Advanced Considerations for Specialized Fields
Space exploration and high-altitude research introduce unique twists to buoyancy. In rarefied atmospheres, the density of the surrounding gas plummets, so volume must increase dramatically to achieve the same buoyant force. Agencies such as NASA calculate net buoyancy for scientific balloons with slender mass margins because payload modules contain expensive instrumentation. The calculations not only consider helium density but also the thermal expansion of gas throughout ascent.

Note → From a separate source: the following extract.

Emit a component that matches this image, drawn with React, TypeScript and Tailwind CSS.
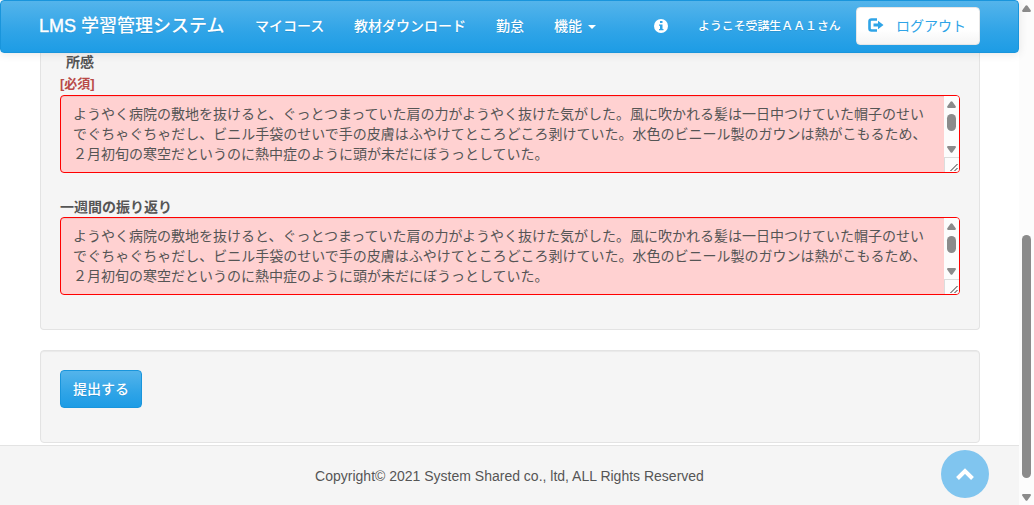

Similarly, subsea mining operations experience density gradients across depth layers, requiring integration of net buoyancy over sections of the mission path to predict how a crawler vehicle transitions between thermoclines.
Another specialized scenario involves thermoplastics and composites whose volume changes under pressure. Engineers must model compressibility to understand how buoyant force decreases with depth. Oil and gas ROVs typically incorporate syntactic foam rated for specific depth classes; the foam’s crush characteristics directly influence net buoyancy. Laboratory measurements under hydrostatic chambers help calibrate the calculator inputs, ensuring the predicted displaced volume remains accurate even when structural panels flex.
Conclusion
Accurate net buoyancy calculation is fundamental to marine and aerospace performance. By methodically gathering fluid density, displaced volume, and mass, then combining these values with the correct gravitational constant, you can anticipate how any object will behave when submerged or immersed. The calculator above serves as an immediate validation tool, while the broader methodology described here equips you with the knowledge to tackle complex designs. Whether you are balancing a scuba diver’s weighting system, designing a float for scientific instruments, or orchestrating a salvage operation, disciplined net buoyancy analysis ensures safety, efficiency, and mission success.